Sunday, 2 September 2012

The Presidential Race At 26.2 Miles

Image from Politix
Paul Ryan may not be the first politician to stretch the truth but he may be the first to fabricate his athletic achievement.

An interview last week between Ryan and Hugh Hewitt contained the following dialogue:

* * *
HH: Are you still running?
PR: Yeah, I hurt a disc in my back, so I don’t run marathons anymore. I just run ten miles or yes.
HH: But you did run marathons at some point?
PR: Yeah, but I can’t do it anymore, because my back is just not that great.
HH: I’ve just gotta ask, what’s your personal best?
PR: Under three, high twos. I had a two hour and fifty-something.

* * *

Much to the Republican Party’s dismay, those darn fact checkers revealed that Ryan’s best time in any marathon was over four hours. As Nicholas Thompson put it: “That’s the difference between running and racing.” Ryan recently recanted; the spin, of course, was that this all occurred some ten years ago and his memory was naturally fuzzy.
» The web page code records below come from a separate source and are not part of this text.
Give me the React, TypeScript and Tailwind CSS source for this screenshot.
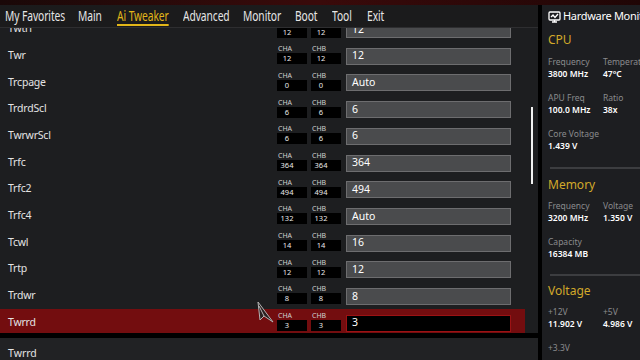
import React from "react"

const rows: [string, string, string, string][] = [
  ["Twtrl", "12", "12", "12"],
  ["Twr", "12", "12", "12"],
  ["Trcpage", "0", "0", "Auto"],
  ["TrdrdScl", "6", "6", "6"],
  ["TwrwrScl", "6", "6", "6"],
  ["Trfc", "364", "364", "364"],
  ["Trfc2", "494", "494", "494"],
  ["Trfc4", "132", "132", "Auto"],
  ["Tcwl", "14", "14", "16"],
  ["Trtp", "12", "12", "12"],
  ["Trdwr", "8", "8", "8"],
  ["Twrrd", "3", "3", "3"],
]

// tab label + width of its slot (start positions taken from the screen)
const tabs: [string, string][] = [
  ["My Favorites", "w-[73px]"],
  ["Main", "w-[39px]"],
  ["Ai Tweaker", "w-[66px]"],
  ["Advanced", "w-[60px]"],
  ["Monitor", "w-[52px]"],
  ["Boot", "w-[37px]"],
  ["Tool", "w-[35px]"],
  ["Exit", "w-[40px]"],
]

const Stat = ({ label, value }: { label: string; value: string }) => (
  <div className="w-[55px] shrink-0 flex flex-col">
    <span className="text-[8.5px] leading-[13px] text-[#8a8b8d] whitespace-nowrap">{label}</span>
    <span className="text-[8.5px] leading-[12px] font-semibold text-white whitespace-nowrap">{value}</span>
  </div>
)

const Section = ({ title }: { title: string }) => (
  <div className="text-[12px] leading-[16px] text-[#d2a92a]">{title}</div>
)

const App = () => {
  return (
    <div className="relative w-[640px] h-[360px] overflow-hidden flex flex-col bg-black" style={{ fontFamily: "'Noto Sans', 'Open Sans', sans-serif" }}>
      <div className="h-[5px] bg-gradient-to-r from-[#1a0808] via-[#3a0a0a] to-[#200606]" />
      <div className="flex flex-1 min-h-0">
        {/* left panel */}
        <div className="w-[538px] flex flex-col bg-[#1d1e20]">
          <div className="h-[23px] flex items-center pl-[5px] bg-[#1b1b1c] border-b border-[#2e2e30] text-[13.5px] text-[#e6e6e6] tracking-[-0.1px]">
            {tabs.map(([t, w]) => (
              <div key={t} className={`${w} shrink-0 whitespace-nowrap`}>
                <span
                  className={
                    "inline-block origin-left scale-x-[0.76] leading-[16px] " +
                    (t === "Ai Tweaker" ? "text-[#e2b619] border-b-[2px] border-[#e2b619] mt-[2px]" : "")
                  }
                >
                  {t}
                </span>
              </div>
            ))}
          </div>
          <div className="h-[309px] flex overflow-hidden">
            <div className="w-[525px] flex flex-col mt-[-12px]">
              {rows.map(([name, a, b, val], i) => {
                const sel = i === rows.length - 1
                return (
                  <div key={i} className={`h-[26.7px] shrink-0 flex items-center ${sel ? "bg-[#730d0f]" : ""}`}>
                    <span className="w-[277px] pl-[8px] text-[10.5px] tracking-[-0.2px] text-[#e4e4e4]">{name}</span>
                    {[["CHA", a], ["CHB", b]].map(([c, v]) => (
                      <div key={c} className="w-[34px] flex flex-col mt-[-2px]">
                        <span className="text-[7px] leading-[8px] text-[#cfcfcf] pl-[1px]">{c}</span>
                        <span className="w-[30px] h-[11px] bg-black text-[7.5px] leading-[11px] text-[#e8e8e8] text-center pr-[10px]">{v}</span>
                      </div>
                    ))}
                    <div
                      className={`ml-[1px] w-[165px] h-[17px] mt-[1px] flex items-center pl-[5px] text-[10.5px] text-white border ${
                        sel ? "bg-black border-[#9c1214]" : "bg-[#4a4b4d] border-[#6d6d6f]"
                      }`}
                    >
                      {val}
                    </div>
                  </div>
                )
              })}
            </div>
            <div className="w-[13px] flex">
              <div className="ml-[6px] mt-[79px] w-[2px] h-[77px] bg-[#f2f2f2]" />
            </div>
          </div>
          <div className="h-[5px] bg-black" />
          <div className="flex-1 bg-[#212224] pl-[8px] pt-[8px] text-[10.5px] leading-[14px] text-[#e4e4e4]">Twrrd</div>
        </div>
        <div className="w-[4px] bg-black" />
        {/* right panel */}
        <div className="flex-1 bg-[#1d1e21] pl-[6px] flex flex-col overflow-hidden">
          <div className="h-[23px] flex items-center gap-[2px] whitespace-nowrap text-[11px] tracking-[-0.3px] text-white">
            <svg className="shrink-0" width="13" height="12" viewBox="0 0 13 12" fill="none" stroke="white" strokeWidth="1.3">
              <rect x="1" y="1" width="11" height="8" rx="1" />
              <path d="M3 6 L5 4 L7 6.5 L10 3" />
              <path d="M6.5 9 V11 M4 11 H9" />
            </svg>
            <span>Hardware Monitor</span>
          </div>
          <div className="mt-[4px]"><Section title="CPU" /></div>
          <div className="flex mt-[7px]">
            <Stat label="Frequency" value="3800 MHz" />
            <Stat label="Temperature" value="47°C" />
          </div>
          <div className="flex mt-[11px]">
            <Stat label="APU Freq" value="100.0 MHz" />
            <Stat label="Ratio" value="38x" />
          </div>
          <div className="flex mt-[11px]">
            <Stat label="Core Voltage" value="1.439 V" />
          </div>
          <div className="h-[2px] bg-[#3c3d40] mt-[15px] ml-[2px]" />
          <div className="mt-[8px]"><Section title="Memory" /></div>
          <div className="flex mt-[6px]">
            <Stat label="Frequency" value="3200 MHz" />
            <Stat label="Voltage" value="1.350 V" />
          </div>
          <div className="flex mt-[11px]">
            <Stat label="Capacity" value="16384 MB" />
          </div>
          <div className="h-[2px] bg-[#3c3d40] mt-[14px] ml-[2px]" />
          <div className="mt-[7px]"><Section title="Voltage" /></div>
          <div className="flex mt-[6px]">
            <Stat label="+12V" value="11.902 V" />
            <Stat label="+5V" value="4.986 V" />
          </div>
          <div className="flex mt-[11px]">
            <Stat label="+3.3V" value="" />
          </div>
        </div>
      </div>
      {/* mouse pointer */}
      <svg className="absolute left-[255px] top-[300px]" width="20" height="24" viewBox="0 0 20 24" fill="none" stroke="#b5b5b5" strokeWidth="1">
        <path d="M3 2 L5 20 L9 16 L18 22 Z" fill="#2a2020" />
        <path d="M4 6 L9 16" />
      </svg>
    </div>
  )
}

export default App
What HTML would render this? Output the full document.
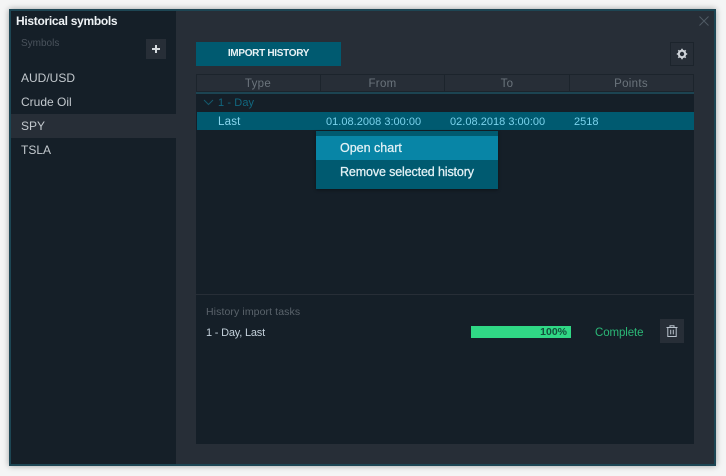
<!DOCTYPE html>
<html><head><meta charset="utf-8">
<style>
html,body{margin:0;padding:0;width:726px;height:476px;overflow:hidden;background:#f4f5f5}
*{box-sizing:border-box}
body{font-family:"Liberation Sans",sans-serif;font-size:12px;position:relative}
.a{position:absolute;white-space:nowrap}
.t{line-height:18px;height:18px}
</style></head><body>
<div class="a" style="left:9px;top:9px;width:707px;height:457px;background:#272e37;border:2px solid #1d4654;box-shadow:0 0 6px rgba(0,0,0,.35)"></div>
<div class="a" style="left:11px;top:11px;width:165px;height:453px;background:#151f28"></div>

<div class="a t" style="left:16px;top:12px;font-size:12px;font-weight:bold;color:#eef2f5;letter-spacing:-.3px">Historical symbols</div>
<div class="a t" style="left:21px;top:35px;font-size:10px;color:#4a535c">Symbols</div>
<div class="a" style="left:146px;top:39px;width:20px;height:20px;background:#272e37"></div>
<svg class="a" style="left:146px;top:39px" width="20" height="20"><path d="M10 6v8M6 10h8" stroke="#d5dade" stroke-width="2"/></svg>

<div class="a" style="left:11px;top:114px;width:165px;height:24px;background:#272e37"></div>
<div class="a t" style="left:21px;top:69px;font-size:12px;color:#c3c9ce">AUD/USD</div>
<div class="a t" style="left:21px;top:93px;font-size:12px;color:#c3c9ce">Crude Oil</div>
<div class="a t" style="left:21px;top:117px;font-size:12px;color:#c3c9ce">SPY</div>
<div class="a t" style="left:21px;top:141px;font-size:12px;color:#c3c9ce">TSLA</div>

<svg class="a" style="left:699px;top:16px" width="10" height="10"><path d="M.5.5l9 9M9.5.5l-9 9" stroke="#4f5a64" stroke-width="1"/></svg>

<div class="a" style="left:196px;top:42px;width:145px;height:24px;background:#005a70;color:#e8f2f5;font-size:10px;font-weight:bold;text-align:center;line-height:24px;letter-spacing:-.3px">IMPORT HISTORY</div>
<div class="a" style="left:670px;top:42px;width:24px;height:24px;border:1px solid #1c242c"></div>
<svg class="a" style="left:676px;top:48px" width="12" height="12" viewBox="0 0 12 12"><circle cx="6" cy="6" r="3.2" fill="none" stroke="#d0d5da" stroke-width="2"/><path d="M6 .8v2M6 9.2v2M.8 6h2M9.2 6h2M2.3 2.3l1.4 1.4M8.3 8.3l1.4 1.4M9.7 2.3L8.3 3.7M3.7 8.3L2.3 9.7" stroke="#d0d5da" stroke-width="1.6"/></svg>

<div class="a" style="left:196px;top:74px;width:498px;height:370px;background:#151f28"></div>
<div class="a" style="left:196px;top:74px;width:498px;height:18px;background:#272e37;border:1px solid #1c242c"></div>
<div class="a" style="left:320px;top:74px;width:1px;height:18px;background:#1c242c"></div>
<div class="a" style="left:444px;top:74px;width:1px;height:18px;background:#1c242c"></div>
<div class="a" style="left:569px;top:74px;width:1px;height:18px;background:#1c242c"></div>
<div class="a" style="left:196px;top:92px;width:498px;height:2px;background:#1c4452"></div>
<div class="a t" style="left:196px;top:75px;width:124px;text-align:center;font-size:11.5px;color:#6b747c;letter-spacing:.3px">Type</div>
<div class="a t" style="left:321px;top:75px;width:123px;text-align:center;font-size:11.5px;color:#6b747c;letter-spacing:.3px">From</div>
<div class="a t" style="left:445px;top:75px;width:124px;text-align:center;font-size:11.5px;color:#6b747c;letter-spacing:.3px">To</div>
<div class="a t" style="left:569px;top:75px;width:124px;text-align:center;font-size:11.5px;color:#6b747c;letter-spacing:.3px">Points</div>

<svg class="a" style="left:203px;top:99px" width="11" height="7"><path d="M1 1l4.5 4.5L10 1" fill="none" stroke="#14586c" stroke-width="1"/></svg>
<div class="a t" style="left:218px;top:94px;font-size:11px;color:#11677f;letter-spacing:.1px">1 - Day</div>

<div class="a" style="left:197px;top:112px;width:497px;height:18px;background:#005a70"></div>
<div class="a t" style="left:218px;top:113px;font-size:11.5px;color:#8ad6ee;letter-spacing:.2px">Last</div>
<div class="a t" style="left:326px;top:113px;font-size:11px;color:#7ad2ec;letter-spacing:.02px">01.08.2008 3:00:00</div>
<div class="a t" style="left:450px;top:113px;font-size:11px;color:#7ad2ec;letter-spacing:.02px">02.08.2018 3:00:00</div>
<div class="a t" style="left:574px;top:113px;font-size:11px;color:#7ad2ec">2518</div>

<div class="a" style="left:316px;top:131px;width:182px;height:58px;background:#005a70;box-shadow:0 1px 3px rgba(0,0,0,.4)"></div>
<div class="a" style="left:316px;top:136px;width:182px;height:24px;background:#0885a6"></div>
<div class="a t" style="left:340px;top:139px;font-size:12.5px;color:#e4f2f6;-webkit-text-stroke:.25px #e4f2f6">Open chart</div>
<div class="a t" style="left:340px;top:163px;font-size:12.5px;color:#e4f2f6;letter-spacing:-.13px;-webkit-text-stroke:.25px #e4f2f6">Remove selected history</div>

<div class="a" style="left:196px;top:294px;width:498px;height:1px;background:#272e37"></div>
<div class="a t" style="left:206px;top:303px;font-size:10.5px;color:#5a636b;letter-spacing:.1px">History import tasks</div>
<div class="a t" style="left:206px;top:324px;font-size:11px;color:#c3d0da;letter-spacing:-.2px">1 - Day, Last</div>
<div class="a" style="left:471px;top:326px;width:100px;height:12px;background:#30d885"></div>
<div class="a" style="left:471px;top:326px;width:96px;height:12px;text-align:right;font-size:10.5px;line-height:12px;color:#14503c;font-weight:bold">100%</div>
<div class="a t" style="left:595px;top:324px;font-size:11.5px;color:#2bb877;letter-spacing:-.1px">Complete</div>
<div class="a" style="left:660px;top:319px;width:24px;height:24px;background:#272e37"></div>
<svg class="a" style="left:666px;top:325px" width="12" height="12" viewBox="0 0 12 12"><path d="M.5 2.5h11M4 2.5V.7h4v1.8M1.8 2.5v9h8.4v-9M4.7 4.8v4.6M7.3 4.8v4.6" fill="none" stroke="#b9c2cc" stroke-width="1"/></svg>
</body></html>
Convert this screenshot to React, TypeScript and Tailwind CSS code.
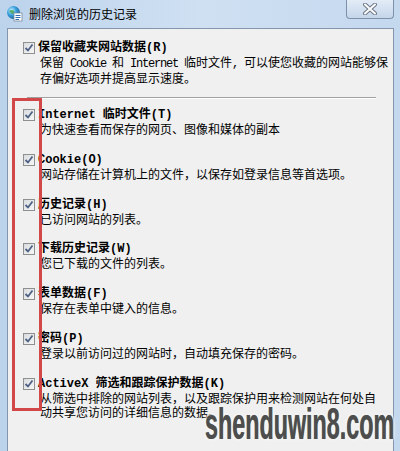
import React from "react";

const CJK = "font-['Noto_Sans_CJK_SC','Noto_Sans',sans-serif]";
const TITLE = "font-['Liberation_Mono','Noto_Sans_CJK_SC',monospace]";

type Item = { title: string; lines: React.ReactNode[] };

const Mono = ({ children }: { children: React.ReactNode }) => (
  <span className="font-['Liberation_Mono',monospace] tracking-[-1.2px]">{children}</span>
);

const ITEMS: Item[] = [
  { title: "Internet 临时文件(T)", lines: ["为快速查看而保存的网页、图像和媒体的副本"] },
  { title: "Cookie(O)", lines: ["网站存储在计算机上的文件，以保存如登录信息等首选项。"] },
  { title: "历史记录(H)", lines: ["已访问网站的列表。"] },
  { title: "下载历史记录(W)", lines: ["您已下载的文件的列表。"] },
  { title: "表单数据(F)", lines: ["保存在表单中键入的信息。"] },
  { title: "密码(P)", lines: ["登录以前访问过的网站时，自动填充保存的密码。"] },
  {
    title: "ActiveX 筛选和跟踪保护数据(K)",
    lines: ["从筛选中排除的网站列表，以及跟踪保护用来检测网站在何处自", "动共享您访问的详细信息的数据。"],
  },
];

function CheckBox() {
  return (
    <div className="mt-[1px] h-[12px] w-[12px] shrink-0 border border-[#8e8f8f] bg-gradient-to-br from-[#d9dcdf] to-[#f7f7f7] flex items-center justify-center">
      <svg width="10" height="10" viewBox="0 0 10 10">
        <path d="M1.5 5 L4 7.5 L8.5 1.5" fill="none" stroke="#4d6185" strokeWidth="1.8" />
      </svg>
    </div>
  );
}

function Row({ title, lines }: Item) {
  return (
    <div className="flex gap-[3px]">
      <CheckBox />
      <div className="flex flex-col leading-[14px] text-[12px] text-black">
        <div className={`${TITLE} font-bold`}>{title}</div>
        {lines.map((l, i) => (
          <div key={i} className={`${CJK} pl-[2px] whitespace-nowrap`}>
            {l}
          </div>
        ))}
      </div>
    </div>
  );
}

function IeIcon() {
  return (
    <svg width="17" height="17" viewBox="0 0 17 17">
      <defs>
        <radialGradient id="g" cx="0.35" cy="0.35" r="0.7">
          <stop offset="0" stopColor="#c9f0ff" />
          <stop offset="0.5" stopColor="#3aa0dc" />
          <stop offset="1" stopColor="#1c5f9c" />
        </radialGradient>
      </defs>
      <circle cx="7.5" cy="7.5" r="6.5" fill="url(#g)" />
      <path d="M3 6 Q6 4 8 6 Q9 8 6 9 Z" fill="#4aa348" opacity="0.8" />
      <rect x="8" y="8" width="8" height="8" fill="#fff" stroke="#7a8a9c" strokeWidth="0.8" />
      <path d="M9.5 10.5 H14.5 M9.5 12.5 H14.5 M9.5 14.5 H13" stroke="#2f6fb0" strokeWidth="1" />
    </svg>
  );
}

export default function App() {
  return (
    <div className="relative w-[400px] h-[451px] overflow-hidden flex flex-col bg-gradient-to-r from-[#bcd3ec] via-[#cfe0f2] to-[#c4d8ee]">
      <div className="h-[28px] shrink-0 flex items-start">
        <div className="ml-[6px] mt-[5px]">
          <IeIcon />
        </div>
        <div className={`${CJK} ml-[6px] mt-[6px] text-[12px] leading-[16px] text-black`}>删除浏览的历史记录</div>
        <div className="ml-auto mr-[6px] h-[19px] w-[48px] rounded-b-[4px] border border-t-0 border-[#7e91ab] bg-gradient-to-b from-[#e3ecf7] to-[#c5d6ea] flex items-center justify-center">
          <svg width="16" height="12" viewBox="0 0 16 12">
            <path d="M3 1.5 L13 10.5 M13 1.5 L3 10.5" stroke="#6d7787" strokeWidth="4" strokeLinecap="round" />
            <path d="M3 1.5 L13 10.5 M13 1.5 L3 10.5" stroke="#fdfdfd" strokeWidth="2" strokeLinecap="round" />
          </svg>
        </div>
      </div>

      <div className="relative flex-1 ml-[7px] mr-[6px] border border-b-0 border-[#8496ae] bg-[#f0f0f0] pl-[15px] pt-[12px]">
        <Row
          title="保留收藏夹网站数据(R)"
          lines={[
            <>
              保留<Mono> Cookie </Mono>和<Mono> Internet </Mono>临时文件<Mono>, </Mono>可以使您收藏的网站能够保
            </>,
            "存偏好选项并提高显示速度。",
          ]}
        />
        <div className="mt-[12px] ml-[4px] mr-[17px] h-[2px] border-t border-[#a0a0a0] border-b border-b-white" />
        <div className="mt-[9px] flex flex-col gap-[16.8px]">
          {ITEMS.map((it) => (
            <Row key={it.title} {...it} />
          ))}
        </div>

        <div className="absolute left-[4px] top-[69px] h-[313px] w-[30px] border-[3px] border-[#d24848]" />
      </div>

      {/* watermark */}
      <div className="absolute left-[205px] top-[399px] w-[188px] overflow-visible">
        <div className="origin-left scale-x-[0.53] font-['Liberation_Sans',sans-serif] font-bold text-[44px] leading-[50px] text-[#4d4d4d] whitespace-nowrap [text-shadow:0_0_1px_#777,0_0_3px_#fff,0_0_4px_#fff,0_0_5px_#fff]">
          shenduwin8.com
        </div>
      </div>
    </div>
  );
}
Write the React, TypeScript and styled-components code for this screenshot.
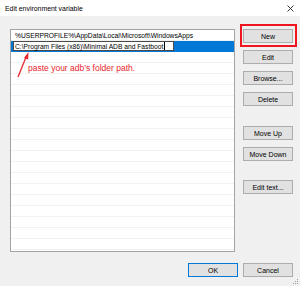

Anyone who has seriously run competitively, let alone run marathons, knows this explanation to be as shaky on the facts as the original assertion. The best times of any serious runner—like the best scores of any golfer—are firmly etched in one’s psyche. While I sometimes have trouble with my children’s names, I can remember my best high school hurdle times achieved more than 45 years ago. (Sigh!)

Can you imagine a golfer claiming to have shot in the low 70s when he had never broken 90?

It’s one thing to tell half-truths about Medicare, the country’s credit rating, or the closing of an auto plant; rabid supporters will never know the difference—or care even. But let’s draw the line at PERs, performance enhancing rhetoric.